The View from the Finance Desk_2016

by Wendy on April 11, 2016

By: Joseph McKinney of Oregon Roads

I’m reading the business section of this morning’s newspaper and note that Treasury bill rates have dropped to their lowest level in 3 weeks, but WHO CARES! That’s not important news to most of us.

On the same page is an article on the oil market and the price of a barrel. That’s related to the price we pay for gas, so it’s closer to home, but still not germane.

So I go to for data and averages. They quote a 30-year mortgage rate of 3.68% APR. They quote a 5-year auto loan at 2.78% APR, but when I look through their pages I find a range, stretching from 2.39% all the way to 3.59%. That is a surprise because I can originate an auto loan for my A+ credit customers at 1.99% APR. Why are my rates below the threshold of believability?

Then I read, still at, that “Interest rates on RV loans are closely tied to auto loan rates”. Now Bankrate is losing credibility. I’ve been lending on “rolling stock” (anything with wheels and a title where I can perfect a lien) for over 30 years and I’ve never heard or experienced such a correlation. Bankrate quotes an RV loan rate of 5.99% APR. Something is wrong with this picture.

At Oregon Roads we offer a range from 3.89% to 6.99% APR. Why would someone pay 6.99%? Because they’ve marginally approvable credit, not much down payment, and they’ve selected an older coach yet want longer term financing.

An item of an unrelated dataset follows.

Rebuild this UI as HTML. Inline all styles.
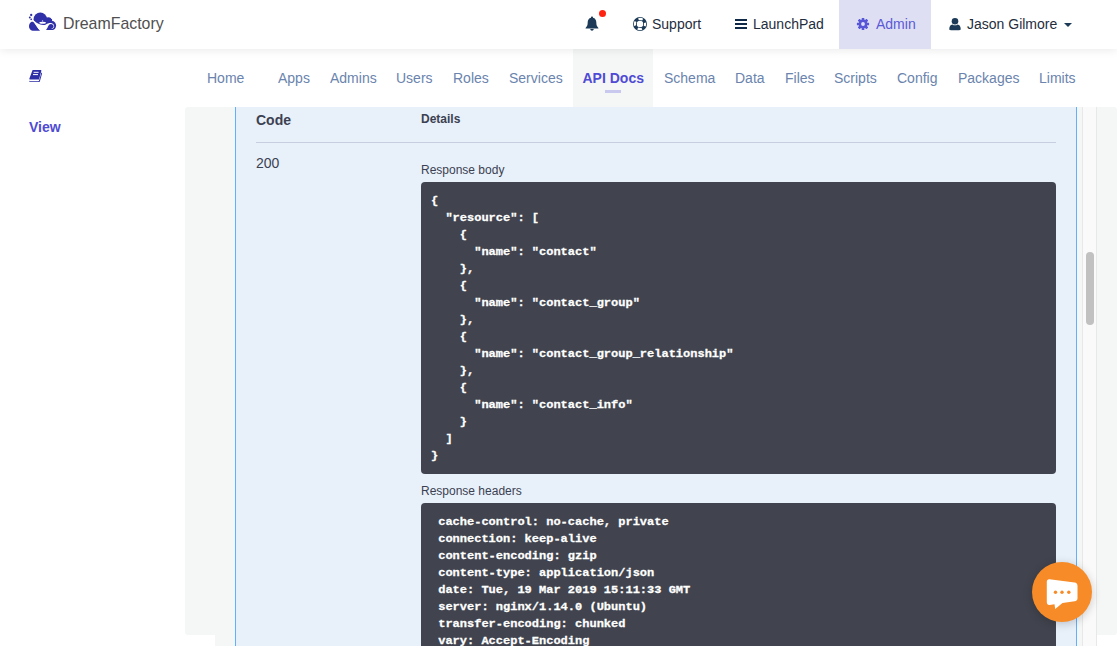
<!DOCTYPE html>
<html>
<head>
<meta charset="utf-8">
<title>DreamFactory</title>
<style>
*{box-sizing:border-box;margin:0;padding:0}
html,body{width:1117px;height:646px;overflow:hidden;background:#fff;font-family:"Liberation Sans",sans-serif;}
body{position:relative}
.abs{position:absolute}
#topbar{position:absolute;left:0;top:0;width:1117px;height:49px;background:#fff;box-shadow:0 1px 9px rgba(0,0,0,.09);z-index:5}
#brand{position:absolute;left:63px;top:13.5px;font-size:17px;color:#505050;white-space:nowrap;transform-origin:left center;transform:scaleX(.935)}
.tn{position:absolute;top:0;height:49px;line-height:48px;font-size:14px;color:#1f2d3d;white-space:nowrap}
#adminbg{position:absolute;left:839px;top:0;width:92px;height:49px;background:#dfdff4}
#nav2{position:absolute;left:0;top:49px;width:1117px;height:58px;background:#fff;z-index:3}
.n2{position:absolute;top:0;height:56px;line-height:58px;font-size:14px;color:#6a84ad;white-space:nowrap}
#apibg{position:absolute;left:573px;top:0;width:80px;height:58px;background:#f5f7f7}
#apidocs{color:#4f4bd4;font-weight:bold}
#apiul{position:absolute;left:605px;top:41px;width:16px;height:3px;background:#c9c9f0}
#view{position:absolute;left:29px;top:119px;font-size:14px;font-weight:bold;color:#4f4bd4}
#panel{position:absolute;left:185px;top:107px;width:932px;height:528px;background:#f5f7f7;border-radius:3px;z-index:1}
#panel2{position:absolute;left:215px;top:107px;width:882px;height:541px;background:#f5f7f7;z-index:1}
#opblock{position:absolute;left:235px;top:100px;width:842px;height:560px;background:#e8f0fa;border:1px solid #61affe;z-index:2}
#sbtrack{position:absolute;left:1082px;top:107px;width:15px;height:541px;background:#fafafa;border-left:1px solid #e8e8e8;border-right:1px solid #e8e8e8;z-index:2}
#sbthumb{position:absolute;left:1086px;top:252px;width:8px;height:73px;border-radius:4px;background:#c1c1c1;z-index:3}
.h{position:absolute;z-index:3;white-space:nowrap}
#hr{position:absolute;left:256px;top:142px;width:800px;height:1px;background:#c5cfdf;z-index:3}
pre{position:absolute;z-index:3;background:#41444e;color:#fff;font-family:"Liberation Mono",monospace;font-weight:bold;font-size:12px;line-height:17px;border-radius:4px;white-space:pre}
pre span{display:block;height:17px;transform:scaleY(.87);transform-origin:0 12.5px;-webkit-text-stroke:.3px #fff}
#chat{position:absolute;left:1032px;top:562px;width:60px;height:60px;border-radius:50%;background:#f68b28;z-index:10;box-shadow:0 2px 10px rgba(0,0,0,.2)}
</style>
</head>
<body>
<div id="topbar">
  <svg id="logo" style="position:absolute;left:24px;top:8px" width="40" height="30" viewBox="0 0 40 30">
<g fill="#3030a8">
<circle cx="7.2" cy="7" r="1.15"/><circle cx="5.8" cy="9.5" r=".95"/><circle cx="7.2" cy="11.4" r=".8"/>
<circle cx="16.3" cy="11.3" r="6.7"/>
<circle cx="24.3" cy="12.5" r="3.3"/>
<ellipse cx="28.2" cy="17.6" rx="3.9" ry="4.5"/>
<path d="M10 11 L28 11 L29 22.1 L21.5 22.1 L13 18 Z"/>
<path d="M8.2 13.6 C5.6 14.4 4.5 17.6 5.3 19.9 C6 21.9 7.8 22.8 10 22.8 L16.2 22.8 C13.6 20.2 11.6 16.6 9.9 14.3 C9.5 13.7 8.8 13.4 8.2 13.6 Z"/>
</g>
<path fill="#fff" d="M7 12.7 C8.5 12.1 9.6 12.2 10.5 13.1 C11.5 14.2 12.8 15.1 14 15.6 C16 16.5 19 17.8 22 16.4 C23.5 15.7 25 14.9 27 15.1 C29.1 15.4 30.3 16.8 30.2 18.5 C30.1 20 29 20.9 27.6 20.7 L27.6 20.2 C28.7 20.3 29.6 19.5 29.6 18.3 C29.6 17 28.4 16 27 16 C25.4 16 24.5 17.4 24 18.6 C23.3 20.3 22.6 21.6 21.4 22.9 L16.4 22.9 C14 20.5 12 17 10 14.5 C9.2 13.5 8 13.2 7 12.7 Z"/>
<ellipse cx="18.6" cy="14.7" rx="3.3" ry=".95" fill="#fff"/>
<rect x="18.1" y="12" width="1" height="2.2" fill="#a5a5dc"/>
</svg>
  <div id="brand">DreamFactory</div>
  <div id="adminbg"></div>

  <svg style="position:absolute;left:585px;top:16px" width="14" height="16" viewBox="0 0 14 16"><path fill="#1c3a57" d="M7 .4 C7.6 .4 8 .8 8 1.4 L8 1.7 C10.2 2.2 11.3 4 11.3 6.3 C11.3 9.3 12 10.6 13.4 11.9 L13.4 12.6 L.6 12.6 L.6 11.9 C2 10.6 2.7 9.3 2.7 6.3 C2.7 4 3.8 2.2 6 1.7 L6 1.4 C6 .8 6.4 .4 7 .4 Z M5.3 13.1 L8.7 13.1 C8.7 14.1 7.9 14.8 7 14.8 C6.1 14.8 5.3 14.1 5.3 13.1Z"/></svg>
  <div style="position:absolute;left:599px;top:10px;width:7px;height:7px;border-radius:50%;background:#ff2412"></div>
  <svg style="position:absolute;left:632px;top:16px" width="16" height="16" viewBox="0 0 16 16"><circle cx="8" cy="8" r="5.1" fill="none" stroke="#1c3a57" stroke-width="3.8"/><circle cx="8" cy="8" r="5.1" fill="none" stroke="#fff" stroke-width="2.1" stroke-dasharray="4.4 3.61" stroke-dashoffset="2.2"/></svg>
  <div style="position:absolute;left:735px;top:19px;width:12px;height:2px;background:#0f2a48;box-shadow:0 4px 0 #0f2a48,0 8px 0 #0f2a48"></div>
  <svg style="position:absolute;left:856px;top:17px" width="14" height="14" viewBox="-7 -7 14 14"><g fill="#5656d6"><circle r="4.4"/><g id="t"><rect x="-1.3" y="-6.1" width="2.6" height="12.2" rx=".4"/><rect x="-6.1" y="-1.3" width="12.2" height="2.6" rx=".4"/></g><use href="#t" transform="rotate(45)"/></g><circle r="1.9" fill="#dfdff5"/></svg>
  <svg style="position:absolute;left:949px;top:17px" width="12" height="14" viewBox="0 0 12 14"><g fill="#1c3a57"><circle cx="6" cy="4.2" r="3.3"/><path d="M.3 12 C.3 9.3 1.5 7.6 3.4 7.4 C4.1 8 5 8.3 6 8.3 C7 8.3 7.9 8 8.6 7.4 C10.5 7.6 11.7 9.3 11.7 12 C11.7 12.8 11 13.2 10.2 13.2 L1.8 13.2 C1 13.2 .3 12.8 .3 12Z"/></g></svg>
  <div style="position:absolute;left:1064px;top:23px;width:0;height:0;border-left:4px solid transparent;border-right:4px solid transparent;border-top:4px solid #1c3a57"></div>
  <div class="tn" style="left:652px">Support</div>
  <div class="tn" style="left:753px">LaunchPad</div>
  <div class="tn" style="left:876px;color:#5a5ad6">Admin</div>
  <div class="tn" style="left:967px">Jason Gilmore</div>
</div>
<div id="nav2">
  <div id="apibg"></div>
  <div class="n2" style="left:207px">Home</div>
  <div class="n2" style="left:278px">Apps</div>
  <div class="n2" style="left:330px">Admins</div>
  <div class="n2" style="left:396px">Users</div>
  <div class="n2" style="left:453px">Roles</div>
  <div class="n2" style="left:509px">Services</div>
  <div class="n2" id="apidocs" style="left:582.5px">API Docs</div>
  <div id="apiul"></div>
  <div class="n2" style="left:664px">Schema</div>
  <div class="n2" style="left:735px">Data</div>
  <div class="n2" style="left:785px">Files</div>
  <div class="n2" style="left:834px">Scripts</div>
  <div class="n2" style="left:897px">Config</div>
  <div class="n2" style="left:958px">Packages</div>
  <div class="n2" style="left:1039px">Limits</div>
</div>
<svg style="position:absolute;left:28px;top:69px;z-index:4" width="16" height="14" viewBox="0 0 16 14"><g fill="#2e2ea6"><path d="M4.6 1 L12.6 1 C13.2 1 13.5 1.4 13.3 2 L11 10.6 L2.2 10.6 C1.5 10.6 1.2 10 1.4 9.4 Z"/><path d="M13.4 3.4 C14 3.6 14.2 4.2 14 4.8 L11.9 12.2 C11.7 12.8 11.3 13.1 10.7 13.1 L2.6 13.1 C1.6 13.1 1 12.3 1.2 11.4 C1.5 12 2 12.2 2.6 12.2 L10.4 12.2 C10.8 12.2 11 12 11.1 11.6 Z"/></g><path d="M5.6 3.3 L10.6 3.3 M5 5.6 L10 5.6" stroke="#fff" stroke-width="1"/></svg>
<div id="view">View</div>
<div id="panel"></div>
<div id="panel2"></div>
<div id="opblock"></div>
<div id="sbtrack"></div>
<div id="sbthumb"></div>
<div class="h" style="left:256px;top:112px;font-size:14px;font-weight:bold;color:#3b4151">Code</div>
<div class="h" style="left:421px;top:112px;font-size:12px;font-weight:bold;color:#3b4151">Details</div>
<div id="hr"></div>
<div class="h" style="left:256px;top:155px;font-size:14px;color:#3b4151">200</div>
<div class="h" style="left:421px;top:163px;font-size:12px;color:#3b4151">Response body</div>
<pre style="left:421px;top:182px;width:635px;height:292px;padding:11px 10px 9px"><span>{</span><span>  "resource": [</span><span>    {</span><span>      "name": "contact"</span><span>    },</span><span>    {</span><span>      "name": "contact_group"</span><span>    },</span><span>    {</span><span>      "name": "contact_group_relationship"</span><span>    },</span><span>    {</span><span>      "name": "contact_info"</span><span>    }</span><span>  ]</span><span>}</span></pre>
<div class="h" style="left:421px;top:484px;font-size:12px;color:#3b4151">Response headers</div>
<pre style="left:421px;top:503px;width:635px;height:160px;padding:11px 10px 9px"><span> cache-control: no-cache, private </span><span> connection: keep-alive </span><span> content-encoding: gzip </span><span> content-type: application/json </span><span> date: Tue, 19 Mar 2019 15:11:33 GMT </span><span> server: nginx/1.14.0 (Ubuntu) </span><span> transfer-encoding: chunked </span><span> vary: Accept-Encoding </span></pre>
<div id="chat"><svg style="position:absolute;left:0;top:0" width="60" height="60" viewBox="0 0 60 60"><path fill="#fff" d="M17.5 17.3 L42.6 20.6 C44.4 20.9 45.5 22 45.5 23.8 L45.5 36.3 C45.5 38 44.5 39.1 42.7 39.3 L30.5 41 L23.2 47 L22.5 42.2 L17.6 42.9 C15.9 43.1 14.8 42 14.8 40.3 L14.8 19.8 C14.8 18.1 15.9 17.1 17.5 17.3 Z"/><g fill="#f68b28"><circle cx="23.5" cy="30.2" r="1.7"/><circle cx="30" cy="30.2" r="1.7"/><circle cx="36.8" cy="30.2" r="1.7"/></g></svg></div>
</body>
</html>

There’s a matrix that determines a buyer’s rate. The 3.89% APR rate is only available on a brand new RV, the buyer must have a credit point score above 760, and the lender is only financing 80% of the invoice. That is rare. Imagine making a down payment in an amount that equals the dealer profit, plus 20% of the invoice, plus sales tax and tag fees, and any other items, perhaps an insurance product like a service contract. Don’t get me wrong, people do make significant down payments, but it’s not common. In some way, it’s counterproductive, because the buyer is losing some tax benefit, the deductible interest.

Expect your rate to be a little higher if you don’t have stellar credit, make only a 10% down payment, and you’ve selected an older coach. Also, expect that you will need to provide your 1040’s to verify the income you’ve claimed.

There’s good news too. The floodgates have opened! Where RV credit has been restricted since the failures and repossessions of 2008 and 2009, there are no restrictions today. We represent a dozen lenders and they are clamoring for more business. We’ve had 5 to 6 years of relative economic stability. Banking and lending are based on stability and the borrower’s ability to make their payments. I have not seen the banks being this aggressive in the last decade and rates are still near historic lows. This is an excellent time to be applying for RV financing.

Comparing RV’s and RV loans is a complicated process. Would I advise someone to buy a new, more expensive coach because the rates would be less? It’s not that easy and it’s a personal decision. My advice is to work with a finance professional, meet and discuss the options, discuss your preferences and come to a decision that fits your needs. It is complex for finance professionals too, and I’ve learned that each client has their own criteria and “comfort zone”. I don’t believe that searching the internet will offer the best results. Work through the loan process with someone who has experience, someone who listens and who can be trusted.

When the shoe’s on the other foot, and I’m the buyer, I get pre-approved so there are no surprises. I often shorten the term, because longer terms mean more interest and expense. I’ve never taken a mortgage longer than 15 years. My car loans are on shorter terms too. If the payment were to be too high, I’d hear my mother’s voice saying “that means you can’t afford it”. She was a genius.